October 19, 2009 in City

Students envision Palouse’s new track

By The Spokesman-Review
 

Share your ideas

To participate in a survey on bringing passenger trains back to the Palouse, go to www.surveymonkey.com.

Teams of students from Washington State and Eastern Washington universities are asking for the public’s help in their efforts to visualize what renewed rail service on the Palouse might look like some day.

They’ve posted a survey on the Web and are asking people to participate in ideas for the future.

The project, known as “Powering the Palouse,” seeks to restore existing railroad lines from Spokane to Pullman and Moscow and establish new facilities around stops in Rosalia, Oakesdale, Garfield and Palouse.

Professor Bob Scarfo at WSU Spokane said the students see potential for transit-oriented development in aging agricultural communities through a combination of passenger and freight rail movement.

Rail can provide an alternative to auto transportation and potentially open older farm towns to relocating retirees and residents seeking small-town life.

The design concepts are included in degree work at WSU’s Interdisciplinary Design Institute and EWU’s business management program.

Similar student projects have been undertaken in Spokane’s Hillyard neighborhood and the University City area in Spokane Valley.

In a letter to Idaho congressman Walt Minnick, Scarfo said the Palouse project could become “an investment in this region’s short rail lines as the backbone to a healthier, vibrant economy that can be quite self-sufficient in the approaching times of resource scarcity, aging society, and personal and economic losses due to deteriorating health.”

To participate in the survey, go to www.surveymonkey.com/ passenger_rail.

Concrete slows Hillyard project

A two-part project to renovate the Market Street corridor through the historic Hillyard business area hit the curb last week.

Concrete that was poured for new curbs in front of the multistory buildings was too low, so it had to be torn out and re-poured.

The building entrances along the block between Queen and Olympic avenues have different elevations, and some of the sidewalk slopes from the buildings were too steep to meet current codes, city officials said.

Councilman Bob Apple said the curbs initially were 6 inches too low in some spots.

The problem was ironed out last week and new concrete was installed, slowing the project by possibly one week.

Merchants have been eager to see the work completed to get shoppers back into their businesses.

Market will open today to southbound traffic between Garland and Wellesley avenues.

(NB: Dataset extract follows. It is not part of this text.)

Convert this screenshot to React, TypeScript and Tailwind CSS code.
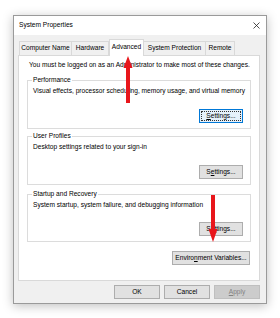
import React from "react";

const font = { fontFamily: '"Liberation Sans", Arial, sans-serif' };

function Btn({
  children,
  w,
  focused,
  disabled,
}: {
  children: React.ReactNode;
  w: string;
  focused?: boolean;
  disabled?: boolean;
}) {
  const base =
    "h-[14px] flex items-center justify-center text-[6.6px] leading-none whitespace-nowrap border ";
  if (disabled)
    return (
      <div className={base + w + " bg-[#cccccc] border-[#bfbfbf] text-[#838383]"}>
        {children}
      </div>
    );
  if (focused)
    return (
      <div className={base + w + " bg-[#e5f1fb] border-[#0078d7] text-black p-[1px]"}>
        <div className="w-full h-full flex items-center justify-center border border-dotted border-[#333]">
          {children}
        </div>
      </div>
    );
  return (
    <div className={base + w + " bg-[#e1e1e1] border-[#adadad] text-black"}>
      {children}
    </div>
  );
}

function Group({
  label,
  desc,
  h,
  btn,
}: {
  label: string;
  desc: string;
  h: string;
  btn: React.ReactNode;
}) {
  return (
    <div className={"relative border border-[#dcdcdc] mx-[8px] flex flex-col " + h}>
      <div className="absolute left-[4px] top-[-6px] bg-white px-[1px] text-[6.6px] leading-[10px] whitespace-nowrap">
        {label}
      </div>
      <div className="pl-[5px] pt-[5px] text-[6.6px] leading-[10px] whitespace-nowrap">{desc}</div>
      <div className="flex-1" />
      <div className="flex justify-end pr-[7px] pb-[5px]">{btn}</div>
    </div>
  );
}

export default function App() {
  return (
    <div className="relative w-[280px] h-[318px] bg-white pt-[15px] pl-[13px] overflow-hidden" style={font}>
      <div className="w-[254px] h-[289px] border border-[#9a9a9a] bg-[#f0f0f0] flex flex-col shadow-[0_2px_10px_rgba(0,0,0,0.25)]">
        {/* title bar */}
        <div className="h-[19px] bg-white flex items-center justify-between pl-[5px] pr-[6px]">
          <span className="text-[6.6px] leading-none text-black whitespace-nowrap">System Properties</span>
          <svg width="7" height="7" viewBox="0 0 7 7">
            <path d="M0.5 0.5 L6.5 6.5 M6.5 0.5 L0.5 6.5" stroke="#222" strokeWidth="0.8" />
          </svg>
        </div>
        {/* body */}
        <div className="flex-1 flex flex-col pl-[4px] pr-[6px] pt-[4px]">
          {/* tabs */}
          <div className="flex items-end h-[16px] pl-[1px] text-[6.6px] leading-none whitespace-nowrap">
            <div className="w-[53px] h-[14px] border border-b-0 border-[#d9d9d9] flex items-center justify-center">Computer Name</div>
            <div className="w-[37px] h-[14px] border border-b-0 border-l-0 border-[#d9d9d9] flex items-center justify-center">Hardware</div>
            <div className="w-[35px] h-[17px] -mb-[1px] bg-white border border-b-0 border-[#d9d9d9] flex items-center justify-center relative z-10 pb-[2px]">Advanced</div>
            <div className="w-[62px] h-[14px] border border-b-0 border-l-0 border-[#d9d9d9] flex items-center justify-center">System Protection</div>
            <div className="w-[29px] h-[14px] border border-b-0 border-l-0 border-[#d9d9d9] flex items-center justify-center">Remote</div>
          </div>
          {/* panel */}
          <div className="h-[226px] bg-white border border-[#d9d9d9] flex flex-col">
            <div className="pl-[10px] pt-[4px] text-[6.6px] leading-[10px] whitespace-nowrap">
              You must be logged on as an Administrator to make most of these changes.
            </div>
            <div className="mt-[10px]">
              <Group
                label="Performance"
                desc="Visual effects, processor scheduling, memory usage, and virtual memory"
                h="h-[49px]"
                btn={
                  <Btn w="w-[44px]" focused>
                    <span><span className="underline">S</span>ettings...</span>
                  </Btn>
                }
              />
            </div>
            <div className="mt-[7px]">
              <Group
                label="User Profiles"
                desc="Desktop settings related to your sign-in"
                h="h-[49px]"
                btn={
                  <Btn w="w-[44px]">
                    <span>S<span className="underline">e</span>ttings...</span>
                  </Btn>
                }
              />
            </div>
            <div className="mt-[9px]">
              <Group
                label="Startup and Recovery"
                desc="System startup, system failure, and debugging information"
                h="h-[48px]"
                btn={
                  <Btn w="w-[44px]">
                    <span>Se<span className="underline">t</span>tings...</span>
                  </Btn>
                }
              />
            </div>
            <div className="flex justify-end pr-[9px] mt-[9px]">
              <Btn w="w-[78px]">
                <span>Enviro<span className="underline">n</span>ment Variables...</span>
              </Btn>
            </div>
          </div>
          {/* bottom buttons */}
          <div className="flex justify-end gap-[4px] mt-[4px]">
            <Btn w="w-[46px]">OK</Btn>
            <Btn w="w-[46px]">Cancel</Btn>
            <Btn w="w-[46px]" disabled>
              <span><span className="underline">A</span>pply</span>
            </Btn>
          </div>
        </div>
      </div>
      {/* red arrows overlay */}
      <svg className="absolute left-0 top-0 pointer-events-none" width="280" height="318" viewBox="0 0 280 318">
        <path d="M126 103 L126 68 L123.5 68 L128 56 L132.5 68 L130 68 L130 103 Z" fill="#e8161b" />
        <path d="M211 195 L211 229 L208.5 229 L213 242 L217.5 229 L215 229 L215 195 Z" fill="#e8161b" />
      </svg>
    </div>
  );
}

When completed in a few weeks, the project will bring new pavement to Market from Francis to Garland avenues.

CdA celebrates improvements

A ribbon-cutting to celebrate completion of improvements on Fourth Street in Coeur d’Alene will be held Thursday at 11 a.m. at Fourth and Montana Avenue.

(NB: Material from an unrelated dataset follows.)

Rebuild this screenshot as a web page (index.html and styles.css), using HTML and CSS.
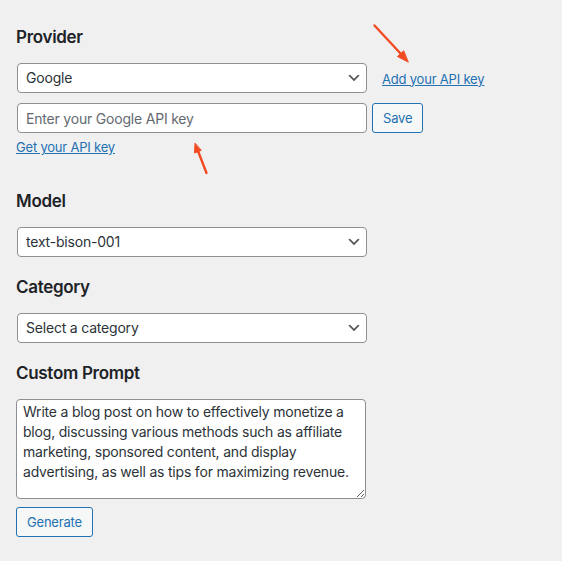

New asphalt, storm water lines, curbs, gutters, sidewalks and wiring are being installed along with new light poles, street trees and public art as part of an effort to create a pedestrian-friendly neighborhood district north of downtown.

Emphasis patrol in effect

Spokane County sheriff’s deputies and Spokane Valley police have started an emphasis patrol to increase driver safety around commercial trucks.

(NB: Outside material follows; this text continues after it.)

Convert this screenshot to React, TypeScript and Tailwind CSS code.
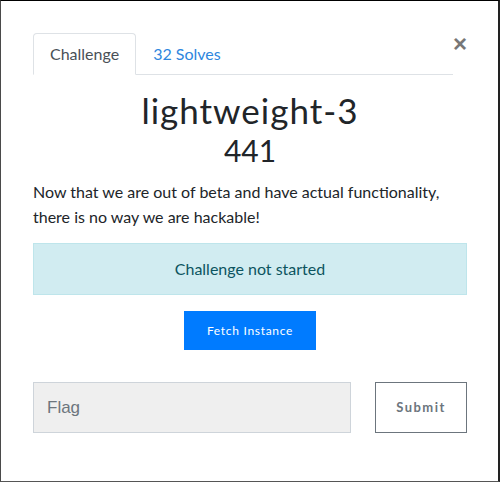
import React from "react";

export default function App() {
  return (
    <div
      className="w-[500px] h-[482px] bg-white border-t border-t-black border-l border-l-[#4a4a4a] border-r-2 border-r-[#222] border-b border-b-[#555] overflow-hidden"
      style={{ fontFamily: "Lato, 'Open Sans', sans-serif" }}
    >
      <div className="pl-[32px] pr-[31px] pt-[32px]">
        <div className="flex items-start">
          <div className="flex flex-1 border-b border-[#dee2e6]">
            <div className="h-[42px] px-[16px] flex items-center border border-[#dee2e6] border-b-white -mb-px rounded-t-[4px] text-[16px] text-[#495057] bg-white">
              Challenge
            </div>
            <div className="h-[41px] px-[17px] flex items-center text-[16px] text-[#2e86de]">
              32 Solves
            </div>
          </div>
          <button className="-mt-[1px] w-[14px] text-[24px] leading-[24px] font-bold text-[#777]" style={{ fontFamily: "'Liberation Sans', Arial, sans-serif" }}>
            ×
          </button>
        </div>

        <h3 className="text-center text-[35px] font-normal leading-[40px] mt-[15px] text-[#212529] tracking-[1px]">
          lightweight-3
        </h3>
        <h4 className="text-center text-[30px] font-normal leading-[30px] mt-[5px] text-[#212529]">
          441
        </h4>

        <p className="mt-[14px] text-[16px] leading-[25px] text-[#212529]">
          Now that we are out of beta and have actual functionality, there is no way we are hackable!
        </p>

        <div className="mt-[14px] h-[52px] bg-[#d1ecf1] border border-[#bee5eb] flex items-center justify-center text-[16px] text-[#0c5460]">
          Challenge not started
        </div>

        <div className="flex justify-center mt-[16px]">
          <button className="w-[132px] h-[39px] bg-[#007bff] text-white text-[12px] tracking-[0.7px]">
            Fetch Instance
          </button>
        </div>

        <div className="flex mt-[32px] gap-[24px]">
          <div
            className="w-[318px] h-[51px] bg-[#efefef] border border-[#ced4da] flex items-center pl-[13px] text-[17px] text-[#6c757d]"
            style={{ fontFamily: "'Liberation Sans', Arial, sans-serif" }}
          >
            Flag
          </div>
          <button className="w-[92px] h-[51px] border border-[#6c757d] text-[#6c757d] text-[13px] font-bold tracking-[1.5px] bg-white">
            Submit
          </button>
        </div>
      </div>
    </div>
  );
}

Operation Safe Driver will run through Saturday and will include enforcement on seat belts, vehicle equipment, passing, failure to yield and following too closely.

I-90 lane closures expected

The state reports that the eastbound inside lane of Interstate 90 from Maple Street to Argonne Road may be closed for work through Wednesday.

Also, the inside eastbound lane may be closed on Thursday near the Medical Lake interchange.

Work may also reduce the eastbound Hamilton Street offramp to one lane through Thursday.